- WHAT THE TASK ASKS -
Transcribe the material in full. Nothing should differ except that the pictures are left out.

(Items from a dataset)
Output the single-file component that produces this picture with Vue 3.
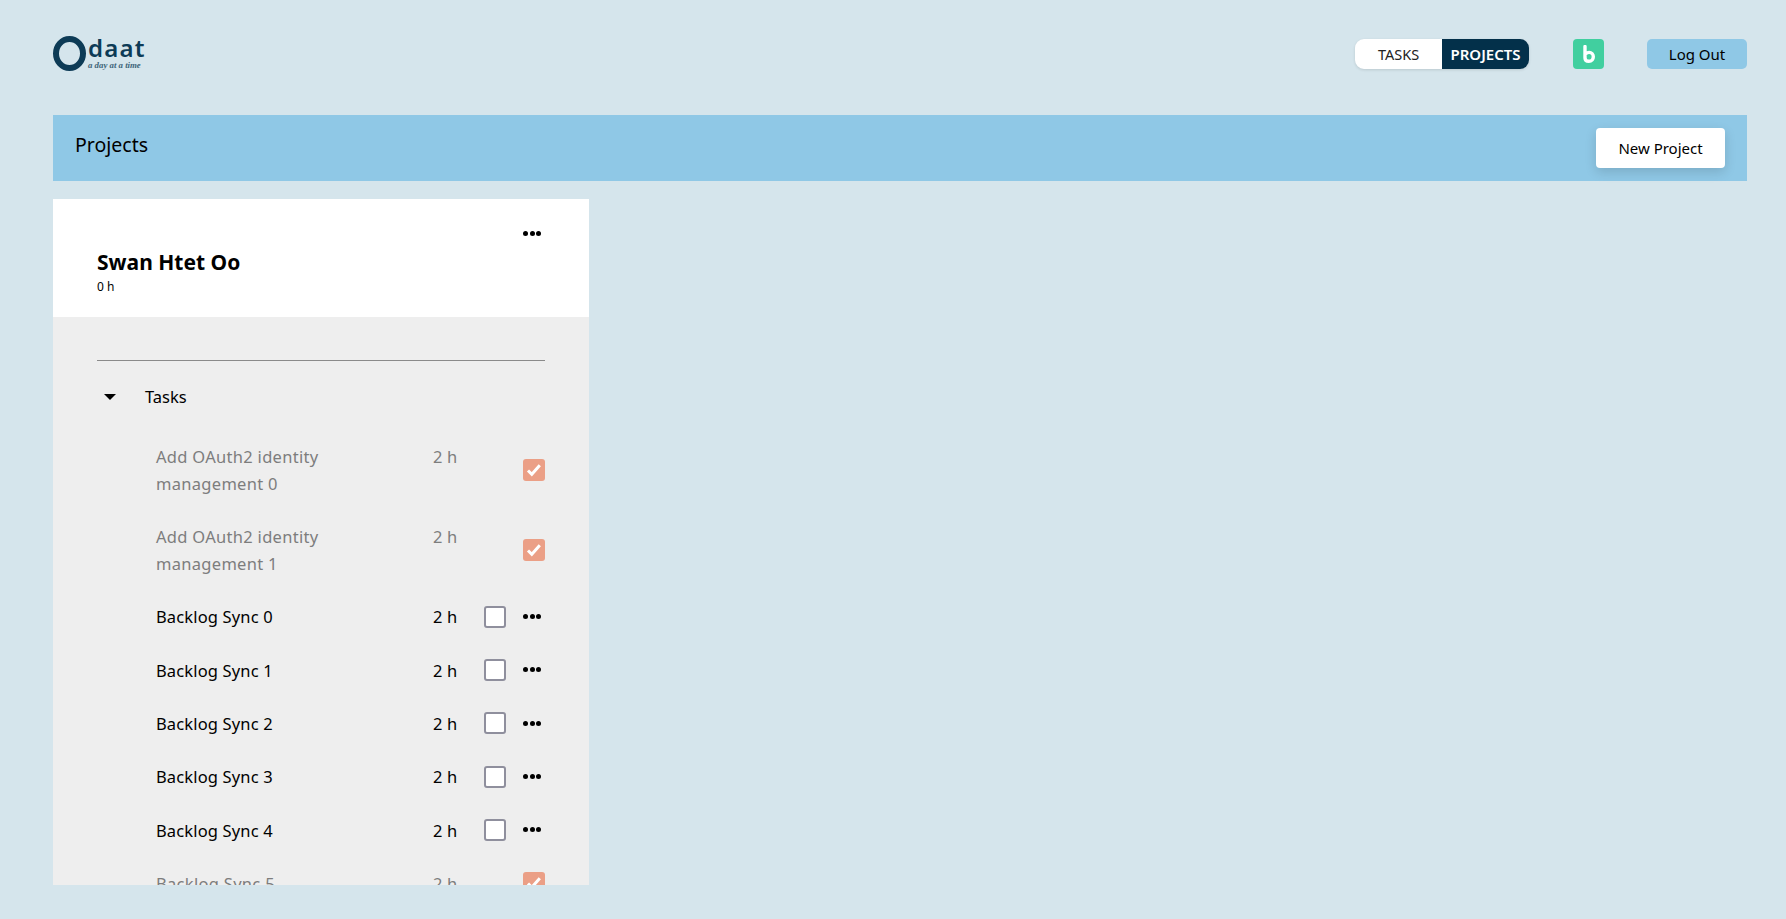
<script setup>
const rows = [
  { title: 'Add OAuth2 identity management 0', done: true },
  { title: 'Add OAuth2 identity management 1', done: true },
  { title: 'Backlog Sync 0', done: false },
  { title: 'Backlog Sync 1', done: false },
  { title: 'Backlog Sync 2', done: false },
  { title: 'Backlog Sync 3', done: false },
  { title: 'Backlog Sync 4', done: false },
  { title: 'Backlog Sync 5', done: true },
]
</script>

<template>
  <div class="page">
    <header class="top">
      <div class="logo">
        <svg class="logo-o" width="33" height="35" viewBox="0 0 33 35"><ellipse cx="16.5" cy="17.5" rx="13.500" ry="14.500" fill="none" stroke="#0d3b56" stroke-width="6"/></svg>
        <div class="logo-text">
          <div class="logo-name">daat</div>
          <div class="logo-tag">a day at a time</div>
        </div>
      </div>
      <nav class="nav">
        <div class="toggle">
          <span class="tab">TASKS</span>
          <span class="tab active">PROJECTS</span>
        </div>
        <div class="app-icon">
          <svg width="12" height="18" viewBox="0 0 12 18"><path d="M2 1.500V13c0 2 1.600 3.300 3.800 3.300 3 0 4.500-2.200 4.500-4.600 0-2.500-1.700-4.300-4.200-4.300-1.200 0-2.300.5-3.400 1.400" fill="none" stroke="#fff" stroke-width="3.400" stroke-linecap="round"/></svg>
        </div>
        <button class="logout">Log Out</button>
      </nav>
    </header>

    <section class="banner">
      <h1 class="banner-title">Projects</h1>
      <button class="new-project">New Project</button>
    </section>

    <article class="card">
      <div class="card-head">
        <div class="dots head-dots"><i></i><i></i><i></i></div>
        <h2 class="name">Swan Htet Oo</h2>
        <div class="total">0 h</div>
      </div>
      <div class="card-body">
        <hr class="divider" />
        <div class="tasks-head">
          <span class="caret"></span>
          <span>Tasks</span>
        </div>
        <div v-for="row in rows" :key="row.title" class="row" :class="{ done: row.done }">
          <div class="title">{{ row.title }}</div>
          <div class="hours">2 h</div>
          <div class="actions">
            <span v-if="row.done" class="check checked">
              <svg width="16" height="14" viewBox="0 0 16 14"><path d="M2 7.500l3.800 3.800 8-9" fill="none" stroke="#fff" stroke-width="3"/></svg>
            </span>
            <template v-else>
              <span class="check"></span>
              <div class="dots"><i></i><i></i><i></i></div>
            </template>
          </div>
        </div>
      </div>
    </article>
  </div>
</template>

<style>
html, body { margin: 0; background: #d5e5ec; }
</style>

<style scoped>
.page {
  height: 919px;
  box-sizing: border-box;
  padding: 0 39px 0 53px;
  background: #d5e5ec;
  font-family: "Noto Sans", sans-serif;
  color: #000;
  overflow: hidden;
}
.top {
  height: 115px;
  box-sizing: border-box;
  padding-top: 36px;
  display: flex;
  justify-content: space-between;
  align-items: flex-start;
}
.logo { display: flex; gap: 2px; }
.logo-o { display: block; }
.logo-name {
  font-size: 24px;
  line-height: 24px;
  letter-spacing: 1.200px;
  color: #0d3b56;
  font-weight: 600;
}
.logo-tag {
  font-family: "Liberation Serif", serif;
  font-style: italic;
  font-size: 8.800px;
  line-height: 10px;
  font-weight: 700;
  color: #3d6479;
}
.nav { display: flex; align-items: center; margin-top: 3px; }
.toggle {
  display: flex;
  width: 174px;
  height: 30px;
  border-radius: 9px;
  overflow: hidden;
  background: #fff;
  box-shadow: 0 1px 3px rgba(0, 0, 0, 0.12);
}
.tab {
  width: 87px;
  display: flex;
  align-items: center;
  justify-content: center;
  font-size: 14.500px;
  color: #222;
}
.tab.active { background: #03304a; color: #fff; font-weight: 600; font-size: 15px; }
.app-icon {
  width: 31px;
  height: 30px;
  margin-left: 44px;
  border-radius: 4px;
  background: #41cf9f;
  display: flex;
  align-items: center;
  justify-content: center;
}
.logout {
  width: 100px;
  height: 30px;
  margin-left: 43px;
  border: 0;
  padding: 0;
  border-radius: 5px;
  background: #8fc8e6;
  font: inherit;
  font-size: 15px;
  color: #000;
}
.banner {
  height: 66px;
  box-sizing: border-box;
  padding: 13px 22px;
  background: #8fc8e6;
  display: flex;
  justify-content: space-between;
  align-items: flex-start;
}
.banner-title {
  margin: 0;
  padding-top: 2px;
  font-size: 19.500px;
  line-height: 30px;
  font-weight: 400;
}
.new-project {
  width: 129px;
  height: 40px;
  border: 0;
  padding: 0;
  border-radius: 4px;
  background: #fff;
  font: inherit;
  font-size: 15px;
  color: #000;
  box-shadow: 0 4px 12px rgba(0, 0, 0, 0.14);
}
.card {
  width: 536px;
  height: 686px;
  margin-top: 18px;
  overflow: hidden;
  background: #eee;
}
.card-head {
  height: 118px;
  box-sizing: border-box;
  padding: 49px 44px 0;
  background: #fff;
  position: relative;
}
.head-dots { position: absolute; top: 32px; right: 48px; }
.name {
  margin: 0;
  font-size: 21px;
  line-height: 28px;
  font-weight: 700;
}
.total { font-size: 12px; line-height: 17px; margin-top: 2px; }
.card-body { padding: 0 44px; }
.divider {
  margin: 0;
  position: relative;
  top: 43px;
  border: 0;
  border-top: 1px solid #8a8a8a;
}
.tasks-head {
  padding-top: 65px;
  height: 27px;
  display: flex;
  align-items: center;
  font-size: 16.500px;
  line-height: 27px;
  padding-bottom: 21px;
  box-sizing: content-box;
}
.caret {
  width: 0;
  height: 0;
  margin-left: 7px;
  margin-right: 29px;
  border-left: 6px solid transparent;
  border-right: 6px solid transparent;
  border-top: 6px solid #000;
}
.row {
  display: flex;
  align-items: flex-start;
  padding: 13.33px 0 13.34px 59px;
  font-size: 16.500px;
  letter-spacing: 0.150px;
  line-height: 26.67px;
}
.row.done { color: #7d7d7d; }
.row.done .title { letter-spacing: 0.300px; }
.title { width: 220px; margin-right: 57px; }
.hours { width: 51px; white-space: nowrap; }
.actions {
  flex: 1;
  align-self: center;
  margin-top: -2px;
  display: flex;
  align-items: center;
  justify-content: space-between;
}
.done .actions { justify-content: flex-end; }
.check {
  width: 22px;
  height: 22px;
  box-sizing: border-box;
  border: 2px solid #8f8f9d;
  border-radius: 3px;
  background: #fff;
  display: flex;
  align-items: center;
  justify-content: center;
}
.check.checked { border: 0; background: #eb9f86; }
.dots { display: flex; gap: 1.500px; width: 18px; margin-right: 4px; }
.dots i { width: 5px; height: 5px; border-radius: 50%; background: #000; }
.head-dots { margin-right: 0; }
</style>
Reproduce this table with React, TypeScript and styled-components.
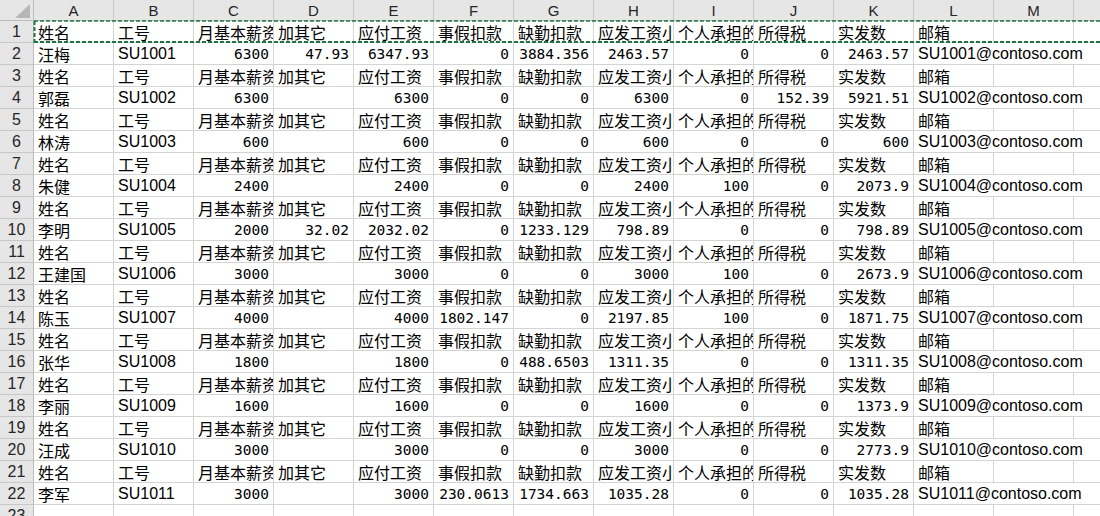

- SOLUTION TO THIS TASK -
Output the single-file component that produces this picture with Vue 3.
<script setup>
const rows = [
  { title: 'Add OAuth2 identity management 0', done: true },
  { title: 'Add OAuth2 identity management 1', done: true },
  { title: 'Backlog Sync 0', done: false },
  { title: 'Backlog Sync 1', done: false },
  { title: 'Backlog Sync 2', done: false },
  { title: 'Backlog Sync 3', done: false },
  { title: 'Backlog Sync 4', done: false },
  { title: 'Backlog Sync 5', done: true },
]
</script>

<template>
  <div class="page">
    <header class="top">
      <div class="logo">
        <svg class="logo-o" width="33" height="35" viewBox="0 0 33 35"><ellipse cx="16.5" cy="17.5" rx="13.500" ry="14.500" fill="none" stroke="#0d3b56" stroke-width="6"/></svg>
        <div class="logo-text">
          <div class="logo-name">daat</div>
          <div class="logo-tag">a day at a time</div>
        </div>
      </div>
      <nav class="nav">
        <div class="toggle">
          <span class="tab">TASKS</span>
          <span class="tab active">PROJECTS</span>
        </div>
        <div class="app-icon">
          <svg width="12" height="18" viewBox="0 0 12 18"><path d="M2 1.500V13c0 2 1.600 3.300 3.800 3.300 3 0 4.500-2.200 4.500-4.600 0-2.500-1.700-4.300-4.200-4.300-1.200 0-2.300.5-3.400 1.400" fill="none" stroke="#fff" stroke-width="3.400" stroke-linecap="round"/></svg>
        </div>
        <button class="logout">Log Out</button>
      </nav>
    </header>

    <section class="banner">
      <h1 class="banner-title">Projects</h1>
      <button class="new-project">New Project</button>
    </section>

    <article class="card">
      <div class="card-head">
        <div class="dots head-dots"><i></i><i></i><i></i></div>
        <h2 class="name">Swan Htet Oo</h2>
        <div class="total">0 h</div>
      </div>
      <div class="card-body">
        <hr class="divider" />
        <div class="tasks-head">
          <span class="caret"></span>
          <span>Tasks</span>
        </div>
        <div v-for="row in rows" :key="row.title" class="row" :class="{ done: row.done }">
          <div class="title">{{ row.title }}</div>
          <div class="hours">2 h</div>
          <div class="actions">
            <span v-if="row.done" class="check checked">
              <svg width="16" height="14" viewBox="0 0 16 14"><path d="M2 7.500l3.800 3.800 8-9" fill="none" stroke="#fff" stroke-width="3"/></svg>
            </span>
            <template v-else>
              <span class="check"></span>
              <div class="dots"><i></i><i></i><i></i></div>
            </template>
          </div>
        </div>
      </div>
    </article>
  </div>
</template>

<style>
html, body { margin: 0; background: #d5e5ec; }
</style>

<style scoped>
.page {
  height: 919px;
  box-sizing: border-box;
  padding: 0 39px 0 53px;
  background: #d5e5ec;
  font-family: "Noto Sans", sans-serif;
  color: #000;
  overflow: hidden;
}
.top {
  height: 115px;
  box-sizing: border-box;
  padding-top: 36px;
  display: flex;
  justify-content: space-between;
  align-items: flex-start;
}
.logo { display: flex; gap: 2px; }
.logo-o { display: block; }
.logo-name {
  font-size: 24px;
  line-height: 24px;
  letter-spacing: 1.200px;
  color: #0d3b56;
  font-weight: 600;
}
.logo-tag {
  font-family: "Liberation Serif", serif;
  font-style: italic;
  font-size: 8.800px;
  line-height: 10px;
  font-weight: 700;
  color: #3d6479;
}
.nav { display: flex; align-items: center; margin-top: 3px; }
.toggle {
  display: flex;
  width: 174px;
  height: 30px;
  border-radius: 9px;
  overflow: hidden;
  background: #fff;
  box-shadow: 0 1px 3px rgba(0, 0, 0, 0.12);
}
.tab {
  width: 87px;
  display: flex;
  align-items: center;
  justify-content: center;
  font-size: 14.500px;
  color: #222;
}
.tab.active { background: #03304a; color: #fff; font-weight: 600; font-size: 15px; }
.app-icon {
  width: 31px;
  height: 30px;
  margin-left: 44px;
  border-radius: 4px;
  background: #41cf9f;
  display: flex;
  align-items: center;
  justify-content: center;
}
.logout {
  width: 100px;
  height: 30px;
  margin-left: 43px;
  border: 0;
  padding: 0;
  border-radius: 5px;
  background: #8fc8e6;
  font: inherit;
  font-size: 15px;
  color: #000;
}
.banner {
  height: 66px;
  box-sizing: border-box;
  padding: 13px 22px;
  background: #8fc8e6;
  display: flex;
  justify-content: space-between;
  align-items: flex-start;
}
.banner-title {
  margin: 0;
  padding-top: 2px;
  font-size: 19.500px;
  line-height: 30px;
  font-weight: 400;
}
.new-project {
  width: 129px;
  height: 40px;
  border: 0;
  padding: 0;
  border-radius: 4px;
  background: #fff;
  font: inherit;
  font-size: 15px;
  color: #000;
  box-shadow: 0 4px 12px rgba(0, 0, 0, 0.14);
}
.card {
  width: 536px;
  height: 686px;
  margin-top: 18px;
  overflow: hidden;
  background: #eee;
}
.card-head {
  height: 118px;
  box-sizing: border-box;
  padding: 49px 44px 0;
  background: #fff;
  position: relative;
}
.head-dots { position: absolute; top: 32px; right: 48px; }
.name {
  margin: 0;
  font-size: 21px;
  line-height: 28px;
  font-weight: 700;
}
.total { font-size: 12px; line-height: 17px; margin-top: 2px; }
.card-body { padding: 0 44px; }
.divider {
  margin: 0;
  position: relative;
  top: 43px;
  border: 0;
  border-top: 1px solid #8a8a8a;
}
.tasks-head {
  padding-top: 65px;
  height: 27px;
  display: flex;
  align-items: center;
  font-size: 16.500px;
  line-height: 27px;
  padding-bottom: 21px;
  box-sizing: content-box;
}
.caret {
  width: 0;
  height: 0;
  margin-left: 7px;
  margin-right: 29px;
  border-left: 6px solid transparent;
  border-right: 6px solid transparent;
  border-top: 6px solid #000;
}
.row {
  display: flex;
  align-items: flex-start;
  padding: 13.33px 0 13.34px 59px;
  font-size: 16.500px;
  letter-spacing: 0.150px;
  line-height: 26.67px;
}
.row.done { color: #7d7d7d; }
.row.done .title { letter-spacing: 0.300px; }
.title { width: 220px; margin-right: 57px; }
.hours { width: 51px; white-space: nowrap; }
.actions {
  flex: 1;
  align-self: center;
  margin-top: -2px;
  display: flex;
  align-items: center;
  justify-content: space-between;
}
.done .actions { justify-content: flex-end; }
.check {
  width: 22px;
  height: 22px;
  box-sizing: border-box;
  border: 2px solid #8f8f9d;
  border-radius: 3px;
  background: #fff;
  display: flex;
  align-items: center;
  justify-content: center;
}
.check.checked { border: 0; background: #eb9f86; }
.dots { display: flex; gap: 1.500px; width: 18px; margin-right: 4px; }
.dots i { width: 5px; height: 5px; border-radius: 50%; background: #000; }
.head-dots { margin-right: 0; }
</style>
Reproduce this table with React, TypeScript and styled-components.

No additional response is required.